Just how did FDR allow Stalin to seize Poland? The Soviets occupied Poland as a consequence of defeating the Nazis. The issue was whether after the war, Stalin would permit the Poles to have free elections and form a government of their own choosing.

On that issue, the West had little leverage. There is some reason to think that after Yalta, FDR had at last begun to realize that Stalin had lied and could not be trusted, but FDR died before he could take action and it was his successor Truman -- yes, Truman -- who negotiated a deal with Stalin after WW II that effectively abandoned the pro-Western Polish exile government in London.
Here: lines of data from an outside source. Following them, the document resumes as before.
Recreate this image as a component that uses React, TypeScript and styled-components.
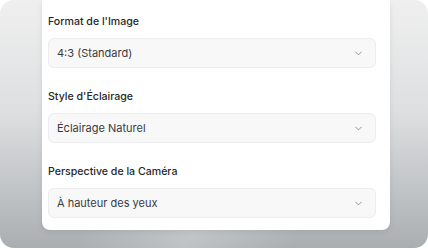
import { FC } from "react";
import styled, { createGlobalStyle } from "styled-components";

const GlobalStyle = createGlobalStyle`
  html, body {
    margin: 0;
    padding: 0;
    background: #ffffff;
    font-family: Inter, "Noto Sans", "Liberation Sans", sans-serif;
  }
  * { box-sizing: border-box; }
`;

type Field = { label: string; value: string };

const fields: Field[] = [
  { label: "Format de l'Image", value: "4:3 (Standard)" },
  { label: "Style d'Éclairage", value: "Éclairage Naturel" },
  { label: "Perspective de la Caméra", value: "À hauteur des yeux" },
];

const App: FC = () => {
  return (
    <>
      <GlobalStyle />
      <Frame>
        <Card>
          {fields.map((f, i) => (
            <Group key={f.label} $first={i === 0}>
              <Label>{f.label}</Label>
              <Select>
                <span>{f.value}</span>
                <Chevron />
              </Select>
            </Group>
          ))}
        </Card>
      </Frame>
    </>
  );
};

export default App;

const Chevron: FC = () => (
  <svg width="11" height="11" viewBox="0 0 24 24" fill="none" stroke="#8a8a8f" strokeWidth="2" strokeLinecap="round" strokeLinejoin="round">
    <path d="m6 9 6 6 6-6" />
  </svg>
);

const Frame = styled.div`
  width: 428px;
  height: 248px;
  border-radius: 14px;
  padding: 0 38px 18px 42px;
  display: flex;
  background:
    linear-gradient(115deg, rgba(255, 255, 255, 0) 35%, rgba(255, 255, 255, 0.25) 55%, rgba(255, 255, 255, 0) 75%),
    linear-gradient(180deg, #efefef 0%, #dddfe0 45%, #c2c5c7 75%, #aaaeb1 100%);
`;

const Card = styled.div`
  width: 348px;
  background: #ffffff;
  border-radius: 0 0 8px 8px;
  padding: 12px 14px 13px 6px;
  display: flex;
  flex-direction: column;
  box-shadow: 0 2px 6px rgba(0, 0, 0, 0.08);
`;

const Group = styled.div<{ $first: boolean }>`
  display: flex;
  flex-direction: column;
  gap: 6px;
  margin-top: ${({ $first }) => ($first ? "0" : "19px")};
`;

const Label = styled.div`
  font-size: 10.6px;
  line-height: 20px;
  font-weight: 500;
  color: #27272a;
`;

const Select = styled.div`
  height: 30px;
  border: 1px solid #ececee;
  border-radius: 6px;
  background: #f8f8f9;
  display: flex;
  align-items: center;
  justify-content: space-between;
  padding: 0 11px 0 8px;
  font-size: 11px;
  color: #3a3a3f;
`;
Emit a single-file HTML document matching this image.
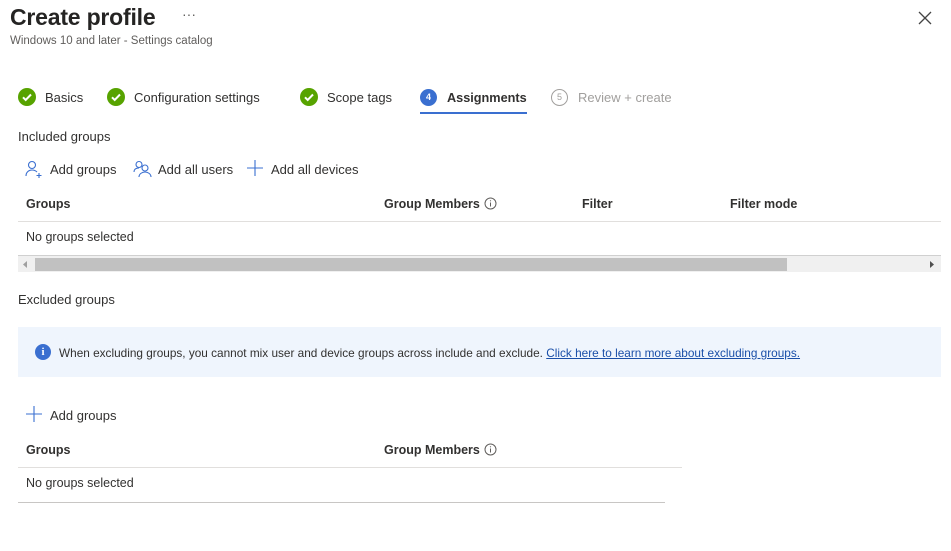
<!DOCTYPE html>
<html><head><meta charset="utf-8"><style>
*{margin:0;padding:0;box-sizing:border-box}
body{width:951px;height:551px;background:#fff;font-family:"Liberation Sans",sans-serif;color:#323130;position:relative;overflow:hidden;font-size:13px}
.a{position:absolute;white-space:nowrap}
.chk{position:absolute;width:18px;height:18px;border-radius:50%;background:#57a300}
.chk svg{position:absolute;left:0;top:0}
.t{font-size:13px;line-height:18px}
.h{font-weight:bold;font-size:12.5px}
.line{position:absolute;height:1px;background:#e1dfdd}
</style></head><body>
<div class="a" style="left:10px;top:4px;font-size:23px;font-weight:bold;color:#252423;letter-spacing:-0.2px">Create profile</div>
<div class="a" style="left:182px;top:6px;font-size:14px;color:#605e5c">···</div>
<div class="a" style="left:10px;top:35px;font-size:11.5px;color:#605e5c">Windows 10 and later - Settings catalog</div>
<svg class="a" style="left:918px;top:11px" width="14" height="14"><path d="M1 1L13 13M13 1L1 13" stroke="#444" stroke-width="1.3"/></svg>

<div class="chk" style="left:18px;top:88px"><svg width="18" height="18"><path d="M5 9.3l2.7 2.7 5.3-5.5" stroke="#fff" stroke-width="2" fill="none"/></svg></div>
<div class="a t" style="left:45px;top:89px">Basics</div>
<div class="chk" style="left:107px;top:88px"><svg width="18" height="18"><path d="M5 9.3l2.7 2.7 5.3-5.5" stroke="#fff" stroke-width="2" fill="none"/></svg></div>
<div class="a t" style="left:134px;top:89px">Configuration settings</div>
<div class="chk" style="left:300px;top:88px"><svg width="18" height="18"><path d="M5 9.3l2.7 2.7 5.3-5.5" stroke="#fff" stroke-width="2" fill="none"/></svg></div>
<div class="a t" style="left:327px;top:89px">Scope tags</div>
<div class="a" style="left:420px;top:89px;width:17px;height:17px;border-radius:50%;background:#3a6fd0;color:#fff;font-size:9px;font-weight:bold;text-align:center;line-height:17px">4</div>
<div class="a t" style="left:447px;top:89px;font-weight:bold;font-size:12.7px">Assignments</div>
<div class="a" style="left:420px;top:112px;width:107px;height:2px;background:#3a6fd0"></div>
<div class="a" style="left:551px;top:89px;width:17px;height:17px;border-radius:50%;border:1px solid #a19f9d;color:#a19f9d;font-size:9px;text-align:center;line-height:15px">5</div>
<div class="a t" style="left:578px;top:89px;color:#a19f9d">Review + create</div>

<div class="a t" style="left:18px;top:128px">Included groups</div>
<svg class="a" style="left:25px;top:160px" width="18" height="18"><circle cx="7" cy="5" r="3.5" fill="none" stroke="#3a6fd0" stroke-width="1.1"/><path d="M1 16c0-4 3-6 6-6s4 1 5 2" fill="none" stroke="#3a6fd0" stroke-width="1.1"/><path d="M14 13v5M11.5 15.5h5" stroke="#3a6fd0" stroke-width="1.1"/></svg>
<div class="a t" style="left:50px;top:161px">Add groups</div>
<svg class="a" style="left:133px;top:160px" width="20" height="18"><circle cx="6" cy="4.5" r="3" fill="none" stroke="#3a6fd0" stroke-width="1.1"/><circle cx="12" cy="8" r="3" fill="none" stroke="#3a6fd0" stroke-width="1.1"/><path d="M1 12c0-3 2-4 5-4M6 17c0-3 3-5 6-5s6 2 6 5" fill="none" stroke="#3a6fd0" stroke-width="1.1"/></svg>
<div class="a t" style="left:158px;top:161px">Add all users</div>
<svg class="a" style="left:247px;top:160px" width="16" height="16"><path d="M8 0v16M0 8h16" stroke="#3a6fd0" stroke-width="1.1"/></svg>
<div class="a t" style="left:271px;top:161px">Add all devices</div>

<div class="a h" style="left:26px;top:197px">Groups</div>
<div class="a h" style="left:384px;top:197px">Group Members</div>
<svg class="a" style="left:484px;top:197px" width="13" height="13"><circle cx="6.5" cy="6.5" r="5.5" fill="none" stroke="#605e5c"/><path d="M6.5 5.5v4" stroke="#605e5c"/><circle cx="6.5" cy="3.8" r=".6" fill="#605e5c"/></svg>
<div class="a h" style="left:582px;top:197px">Filter</div>
<div class="a h" style="left:730px;top:197px">Filter mode</div>
<div class="line" style="left:18px;top:221px;width:923px"></div>
<div class="a t" style="left:26px;top:228px;font-size:12.5px">No groups selected</div>
<div class="a" style="left:18px;top:255px;width:923px;height:1px;background:#d0d0d0"></div>
<div class="a" style="left:18px;top:256px;width:923px;height:16px;background:#f0f0f0"></div>
<div class="a" style="left:35px;top:258px;width:752px;height:13px;background:#c1c1c1"></div>
<svg class="a" style="left:23px;top:261px" width="5" height="7"><path d="M4 0v7L0 3.5z" fill="#a0a0a0"/></svg>
<svg class="a" style="left:930px;top:261px" width="5" height="7"><path d="M0 0v7l4-3.5z" fill="#505050"/></svg>

<div class="a t" style="left:18px;top:291px">Excluded groups</div>
<div class="a" style="left:18px;top:327px;width:923px;height:50px;background:#eff5fd"></div>
<div class="a" style="left:35px;top:344px;width:16px;height:16px;border-radius:50%;background:#3a6fd0;color:#fff;font-weight:bold;font-size:11px;text-align:center;line-height:16px;font-family:'Liberation Serif',serif">i</div>
<div class="a" style="left:59px;top:346px;font-size:11.8px">When excluding groups, you cannot mix user and device groups across include and exclude. <span style="text-decoration:underline;color:#1a4fa8">Click here to learn more about excluding groups.</span></div>

<svg class="a" style="left:26px;top:406px" width="16" height="16"><path d="M8 0v16M0 8h16" stroke="#3a6fd0" stroke-width="1.1"/></svg>
<div class="a t" style="left:50px;top:407px">Add groups</div>
<div class="a h" style="left:26px;top:443px">Groups</div>
<div class="a h" style="left:384px;top:443px">Group Members</div>
<svg class="a" style="left:484px;top:443px" width="13" height="13"><circle cx="6.5" cy="6.5" r="5.5" fill="none" stroke="#605e5c"/><path d="M6.5 5.5v4" stroke="#605e5c"/><circle cx="6.5" cy="3.8" r=".6" fill="#605e5c"/></svg>
<div class="line" style="left:18px;top:467px;width:664px"></div>
<div class="a t" style="left:26px;top:474px;font-size:12.5px">No groups selected</div>
<div class="a" style="left:18px;top:502px;width:647px;height:1px;background:#c8c6c4"></div>
</body></html>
It is not clear though that a better result could have been obtained by diplomatic means.

Of Polish extraction, I am acutely aware that Poland's fidelity to the Allied cause in WW II was exemplary yet, in a world little given to fairness and justice, Poland suffered terribly during and after WW II. This included my Polish grandparents' ancestral home region, which was looted and had its Jewish population murdered by the Nazis, and then, after WW II, was looted again and burned to the ground by an invading army of Ukrainian partisans led by an SS colonel.

Might the US under FDR and Truman have rescued Poland from the cruelties imposed by bad neighbors and unfortunate geography? Immediately after WW II, weary Americans were not willing to go to war with the USSR for the sake of liberating Poland and Eastern Europe. And once the Soviet nuclear program tested an atomic bomb in August of 1949, any direct fight with the Soviets had to be avoided because it would have involved the existential menace of nuclear weapons.

As it was, in the 1980s, with Reagan as President, the US helped Poland to liberate itself from communist rule and set in motion the events that destroyed the Warsaw Pact and fatally discredited Communism and the Soviet Union. I suspect that more than once curses were whispered in the Kremlin against Stalin for thinking that Russians could indefinitely rule over the Poles.